Stated exercise:
Gather up every line from the entries below that uses the word "code".

Supplied records:
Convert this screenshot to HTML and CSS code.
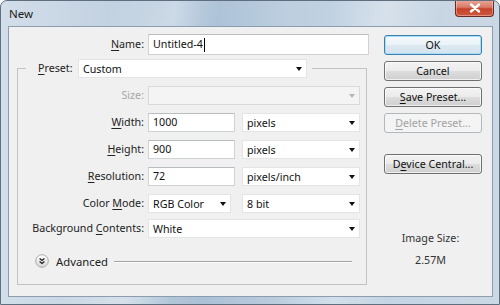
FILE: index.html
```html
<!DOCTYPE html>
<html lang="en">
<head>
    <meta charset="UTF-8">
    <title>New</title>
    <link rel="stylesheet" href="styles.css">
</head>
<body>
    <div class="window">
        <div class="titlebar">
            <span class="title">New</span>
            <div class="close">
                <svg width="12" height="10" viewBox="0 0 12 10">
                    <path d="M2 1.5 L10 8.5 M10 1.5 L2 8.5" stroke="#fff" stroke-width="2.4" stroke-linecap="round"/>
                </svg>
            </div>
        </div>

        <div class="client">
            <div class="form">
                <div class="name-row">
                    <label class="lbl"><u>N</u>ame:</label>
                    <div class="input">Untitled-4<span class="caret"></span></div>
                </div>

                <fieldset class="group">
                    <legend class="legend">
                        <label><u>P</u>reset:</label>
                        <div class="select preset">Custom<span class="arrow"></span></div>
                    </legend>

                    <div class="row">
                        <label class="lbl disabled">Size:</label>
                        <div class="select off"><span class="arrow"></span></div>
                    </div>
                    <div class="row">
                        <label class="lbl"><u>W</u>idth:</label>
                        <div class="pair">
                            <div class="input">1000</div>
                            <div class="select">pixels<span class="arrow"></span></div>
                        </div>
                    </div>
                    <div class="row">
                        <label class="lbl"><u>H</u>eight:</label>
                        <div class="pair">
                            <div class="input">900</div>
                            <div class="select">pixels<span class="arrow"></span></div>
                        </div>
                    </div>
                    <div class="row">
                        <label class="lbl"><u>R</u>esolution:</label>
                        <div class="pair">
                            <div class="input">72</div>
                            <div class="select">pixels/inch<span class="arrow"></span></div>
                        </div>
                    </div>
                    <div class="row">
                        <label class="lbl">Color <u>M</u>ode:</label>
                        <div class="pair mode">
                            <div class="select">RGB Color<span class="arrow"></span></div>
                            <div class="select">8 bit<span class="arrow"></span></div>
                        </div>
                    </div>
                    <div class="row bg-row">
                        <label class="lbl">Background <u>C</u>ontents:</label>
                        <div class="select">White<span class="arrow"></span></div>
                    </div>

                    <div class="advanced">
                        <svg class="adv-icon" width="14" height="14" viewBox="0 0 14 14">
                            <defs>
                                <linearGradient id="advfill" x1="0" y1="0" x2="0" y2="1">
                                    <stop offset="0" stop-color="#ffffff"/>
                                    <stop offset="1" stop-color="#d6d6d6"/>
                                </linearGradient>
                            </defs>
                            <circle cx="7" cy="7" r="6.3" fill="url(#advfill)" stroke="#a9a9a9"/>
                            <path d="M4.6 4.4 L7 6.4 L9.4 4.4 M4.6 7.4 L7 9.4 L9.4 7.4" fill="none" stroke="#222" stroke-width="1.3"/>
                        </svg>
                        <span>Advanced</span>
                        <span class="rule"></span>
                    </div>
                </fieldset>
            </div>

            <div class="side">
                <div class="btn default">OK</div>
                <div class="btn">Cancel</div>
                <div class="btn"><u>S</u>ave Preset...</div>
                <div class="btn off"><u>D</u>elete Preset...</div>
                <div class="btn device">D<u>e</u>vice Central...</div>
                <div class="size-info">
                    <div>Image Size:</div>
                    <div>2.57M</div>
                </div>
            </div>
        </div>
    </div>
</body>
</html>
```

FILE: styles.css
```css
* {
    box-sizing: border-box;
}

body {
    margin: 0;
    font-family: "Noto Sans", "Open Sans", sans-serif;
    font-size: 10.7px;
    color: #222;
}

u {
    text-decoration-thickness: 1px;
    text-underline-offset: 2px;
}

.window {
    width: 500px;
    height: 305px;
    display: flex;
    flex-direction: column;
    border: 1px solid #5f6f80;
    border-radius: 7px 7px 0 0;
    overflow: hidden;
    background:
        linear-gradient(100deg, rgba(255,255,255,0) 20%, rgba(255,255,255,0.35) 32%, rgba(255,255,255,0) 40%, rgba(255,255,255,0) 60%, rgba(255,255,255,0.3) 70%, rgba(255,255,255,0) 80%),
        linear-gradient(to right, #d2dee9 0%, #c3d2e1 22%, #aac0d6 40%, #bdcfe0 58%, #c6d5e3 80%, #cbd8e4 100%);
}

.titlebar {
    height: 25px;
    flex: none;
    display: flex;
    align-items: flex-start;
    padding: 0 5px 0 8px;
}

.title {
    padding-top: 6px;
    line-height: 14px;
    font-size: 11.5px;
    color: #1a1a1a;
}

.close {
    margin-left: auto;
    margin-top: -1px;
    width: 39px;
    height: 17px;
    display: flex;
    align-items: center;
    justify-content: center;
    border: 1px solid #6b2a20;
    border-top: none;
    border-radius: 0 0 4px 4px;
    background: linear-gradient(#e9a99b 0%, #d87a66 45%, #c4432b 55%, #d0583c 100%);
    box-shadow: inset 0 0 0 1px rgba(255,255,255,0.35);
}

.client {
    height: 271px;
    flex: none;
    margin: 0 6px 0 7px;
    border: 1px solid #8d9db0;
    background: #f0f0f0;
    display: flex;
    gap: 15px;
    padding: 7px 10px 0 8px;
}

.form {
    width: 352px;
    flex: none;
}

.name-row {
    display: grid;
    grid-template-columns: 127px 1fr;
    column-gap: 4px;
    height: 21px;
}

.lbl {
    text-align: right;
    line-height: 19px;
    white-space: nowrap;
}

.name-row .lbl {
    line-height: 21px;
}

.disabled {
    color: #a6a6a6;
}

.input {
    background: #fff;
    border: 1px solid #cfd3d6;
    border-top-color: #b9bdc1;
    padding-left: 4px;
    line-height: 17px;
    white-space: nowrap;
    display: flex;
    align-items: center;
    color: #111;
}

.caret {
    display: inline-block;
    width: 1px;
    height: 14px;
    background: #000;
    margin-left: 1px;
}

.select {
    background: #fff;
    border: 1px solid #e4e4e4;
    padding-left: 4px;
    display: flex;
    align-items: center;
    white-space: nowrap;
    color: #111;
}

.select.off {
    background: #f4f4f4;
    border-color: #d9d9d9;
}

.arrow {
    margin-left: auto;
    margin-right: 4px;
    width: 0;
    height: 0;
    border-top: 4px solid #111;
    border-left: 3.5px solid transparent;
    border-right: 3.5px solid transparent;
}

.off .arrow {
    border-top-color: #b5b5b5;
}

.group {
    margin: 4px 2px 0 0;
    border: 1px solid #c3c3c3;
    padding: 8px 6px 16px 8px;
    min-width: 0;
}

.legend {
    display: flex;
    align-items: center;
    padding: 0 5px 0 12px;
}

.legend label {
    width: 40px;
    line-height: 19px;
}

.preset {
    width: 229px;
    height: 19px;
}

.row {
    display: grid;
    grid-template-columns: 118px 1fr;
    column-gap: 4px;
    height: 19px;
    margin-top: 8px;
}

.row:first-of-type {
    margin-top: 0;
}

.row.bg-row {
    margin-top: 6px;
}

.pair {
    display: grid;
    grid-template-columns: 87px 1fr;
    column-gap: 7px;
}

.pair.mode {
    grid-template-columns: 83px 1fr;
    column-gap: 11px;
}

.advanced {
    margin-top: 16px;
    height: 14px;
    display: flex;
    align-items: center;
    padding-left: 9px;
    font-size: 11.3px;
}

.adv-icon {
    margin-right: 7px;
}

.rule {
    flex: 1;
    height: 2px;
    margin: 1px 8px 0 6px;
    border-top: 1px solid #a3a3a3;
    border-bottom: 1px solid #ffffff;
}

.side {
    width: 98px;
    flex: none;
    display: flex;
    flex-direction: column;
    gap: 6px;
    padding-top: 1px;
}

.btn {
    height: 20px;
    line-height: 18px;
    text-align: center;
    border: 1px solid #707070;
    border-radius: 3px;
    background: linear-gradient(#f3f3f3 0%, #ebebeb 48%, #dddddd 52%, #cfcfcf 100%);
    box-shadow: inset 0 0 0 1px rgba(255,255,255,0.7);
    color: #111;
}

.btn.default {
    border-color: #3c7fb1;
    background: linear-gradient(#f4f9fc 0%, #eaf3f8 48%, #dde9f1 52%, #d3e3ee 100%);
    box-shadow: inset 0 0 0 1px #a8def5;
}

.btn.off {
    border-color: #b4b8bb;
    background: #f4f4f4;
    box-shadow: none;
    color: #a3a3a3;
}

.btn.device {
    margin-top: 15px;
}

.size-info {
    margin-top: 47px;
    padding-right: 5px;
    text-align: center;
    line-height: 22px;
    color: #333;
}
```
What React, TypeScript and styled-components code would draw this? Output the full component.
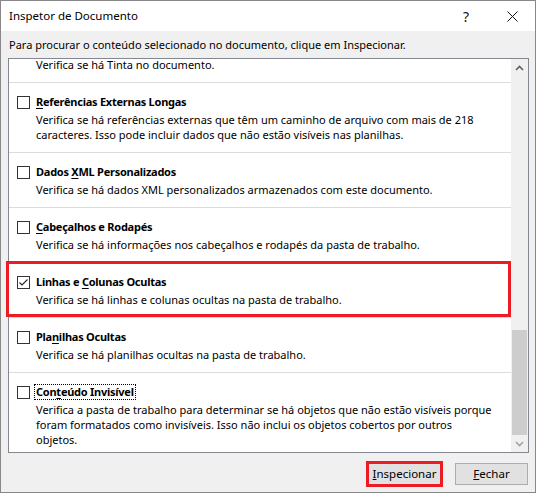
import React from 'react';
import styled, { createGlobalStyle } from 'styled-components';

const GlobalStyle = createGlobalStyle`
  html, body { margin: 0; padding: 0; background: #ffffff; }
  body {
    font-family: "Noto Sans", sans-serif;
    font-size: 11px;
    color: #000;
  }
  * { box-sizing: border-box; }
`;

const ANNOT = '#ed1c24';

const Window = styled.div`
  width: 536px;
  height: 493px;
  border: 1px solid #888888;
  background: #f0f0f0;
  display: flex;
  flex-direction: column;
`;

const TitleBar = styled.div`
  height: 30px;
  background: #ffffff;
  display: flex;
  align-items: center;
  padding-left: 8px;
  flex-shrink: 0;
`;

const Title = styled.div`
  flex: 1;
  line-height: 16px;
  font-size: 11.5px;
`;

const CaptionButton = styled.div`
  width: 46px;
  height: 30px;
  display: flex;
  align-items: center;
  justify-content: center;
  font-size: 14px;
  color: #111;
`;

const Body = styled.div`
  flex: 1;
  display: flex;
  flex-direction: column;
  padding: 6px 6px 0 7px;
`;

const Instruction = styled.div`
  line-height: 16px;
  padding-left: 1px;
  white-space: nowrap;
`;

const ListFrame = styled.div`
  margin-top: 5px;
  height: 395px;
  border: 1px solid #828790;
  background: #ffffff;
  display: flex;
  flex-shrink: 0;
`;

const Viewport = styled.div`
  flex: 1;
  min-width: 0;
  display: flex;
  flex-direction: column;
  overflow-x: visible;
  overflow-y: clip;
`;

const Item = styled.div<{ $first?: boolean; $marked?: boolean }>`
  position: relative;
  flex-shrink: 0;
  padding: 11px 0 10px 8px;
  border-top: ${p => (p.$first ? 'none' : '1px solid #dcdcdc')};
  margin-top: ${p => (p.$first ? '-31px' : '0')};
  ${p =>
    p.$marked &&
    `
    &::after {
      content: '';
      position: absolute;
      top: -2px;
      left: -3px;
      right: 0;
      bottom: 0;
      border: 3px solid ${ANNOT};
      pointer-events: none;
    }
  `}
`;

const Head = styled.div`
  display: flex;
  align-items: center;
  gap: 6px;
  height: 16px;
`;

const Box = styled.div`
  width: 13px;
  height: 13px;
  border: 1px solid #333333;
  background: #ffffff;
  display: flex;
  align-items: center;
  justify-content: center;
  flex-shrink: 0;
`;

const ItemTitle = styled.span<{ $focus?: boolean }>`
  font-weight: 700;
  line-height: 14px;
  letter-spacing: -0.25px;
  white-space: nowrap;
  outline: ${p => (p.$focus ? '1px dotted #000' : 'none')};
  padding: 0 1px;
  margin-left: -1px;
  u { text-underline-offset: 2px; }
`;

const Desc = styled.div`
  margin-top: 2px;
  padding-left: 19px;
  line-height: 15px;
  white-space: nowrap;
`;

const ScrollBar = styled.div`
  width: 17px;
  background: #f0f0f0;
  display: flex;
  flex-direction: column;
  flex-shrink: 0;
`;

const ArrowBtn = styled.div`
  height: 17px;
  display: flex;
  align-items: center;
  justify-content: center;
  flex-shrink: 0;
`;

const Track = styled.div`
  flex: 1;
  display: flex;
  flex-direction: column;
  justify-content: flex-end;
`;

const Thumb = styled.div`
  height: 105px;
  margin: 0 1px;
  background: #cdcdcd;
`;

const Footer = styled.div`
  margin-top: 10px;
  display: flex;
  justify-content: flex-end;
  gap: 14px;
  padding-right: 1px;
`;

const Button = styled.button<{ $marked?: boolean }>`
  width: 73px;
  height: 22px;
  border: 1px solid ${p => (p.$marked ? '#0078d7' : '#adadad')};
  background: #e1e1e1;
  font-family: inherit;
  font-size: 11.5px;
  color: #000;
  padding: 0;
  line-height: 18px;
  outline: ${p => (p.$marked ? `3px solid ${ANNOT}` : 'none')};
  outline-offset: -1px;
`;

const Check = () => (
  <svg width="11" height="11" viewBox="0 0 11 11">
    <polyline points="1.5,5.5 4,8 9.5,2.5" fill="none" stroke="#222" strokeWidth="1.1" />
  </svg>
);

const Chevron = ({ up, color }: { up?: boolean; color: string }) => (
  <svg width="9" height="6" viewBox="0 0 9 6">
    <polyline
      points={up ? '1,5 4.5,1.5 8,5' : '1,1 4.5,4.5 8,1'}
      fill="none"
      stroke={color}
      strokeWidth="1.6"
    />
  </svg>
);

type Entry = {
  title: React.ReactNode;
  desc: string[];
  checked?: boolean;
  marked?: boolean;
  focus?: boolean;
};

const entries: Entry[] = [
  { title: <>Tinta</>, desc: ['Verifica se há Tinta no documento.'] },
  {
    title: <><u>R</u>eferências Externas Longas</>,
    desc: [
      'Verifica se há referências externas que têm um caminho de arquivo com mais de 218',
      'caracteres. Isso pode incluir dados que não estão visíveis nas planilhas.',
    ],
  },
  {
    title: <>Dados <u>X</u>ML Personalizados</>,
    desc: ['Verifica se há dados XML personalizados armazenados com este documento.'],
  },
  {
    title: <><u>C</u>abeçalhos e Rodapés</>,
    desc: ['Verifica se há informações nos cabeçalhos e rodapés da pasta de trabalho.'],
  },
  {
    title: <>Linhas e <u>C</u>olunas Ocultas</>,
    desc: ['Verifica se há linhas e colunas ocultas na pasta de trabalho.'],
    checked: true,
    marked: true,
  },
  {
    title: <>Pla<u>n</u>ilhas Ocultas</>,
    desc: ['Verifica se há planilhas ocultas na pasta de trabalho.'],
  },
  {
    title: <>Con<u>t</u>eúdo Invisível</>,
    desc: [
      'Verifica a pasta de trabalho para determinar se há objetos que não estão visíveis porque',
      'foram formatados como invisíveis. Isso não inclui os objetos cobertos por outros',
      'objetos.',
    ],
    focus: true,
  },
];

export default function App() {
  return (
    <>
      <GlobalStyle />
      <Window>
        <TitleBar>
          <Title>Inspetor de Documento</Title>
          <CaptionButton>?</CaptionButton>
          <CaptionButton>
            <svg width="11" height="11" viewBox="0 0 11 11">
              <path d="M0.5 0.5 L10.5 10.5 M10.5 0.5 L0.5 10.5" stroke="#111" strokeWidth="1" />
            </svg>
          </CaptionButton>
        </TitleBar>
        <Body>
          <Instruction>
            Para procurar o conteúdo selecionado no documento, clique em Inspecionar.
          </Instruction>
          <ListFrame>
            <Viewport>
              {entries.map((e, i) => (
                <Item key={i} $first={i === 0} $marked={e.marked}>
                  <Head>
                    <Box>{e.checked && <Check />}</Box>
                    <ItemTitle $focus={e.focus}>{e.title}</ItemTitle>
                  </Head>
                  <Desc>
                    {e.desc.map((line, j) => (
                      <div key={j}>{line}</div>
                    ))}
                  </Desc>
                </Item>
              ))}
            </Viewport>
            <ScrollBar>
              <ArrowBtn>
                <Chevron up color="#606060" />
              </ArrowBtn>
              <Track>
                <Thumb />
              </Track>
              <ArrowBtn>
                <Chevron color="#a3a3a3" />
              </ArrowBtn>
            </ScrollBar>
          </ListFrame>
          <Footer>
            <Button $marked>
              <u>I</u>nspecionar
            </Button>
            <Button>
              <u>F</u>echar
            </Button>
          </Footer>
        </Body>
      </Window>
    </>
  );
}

Solution to the exercise:
Convert this screenshot to HTML and CSS code.
What React, TypeScript and styled-components code would draw this? Output the full component.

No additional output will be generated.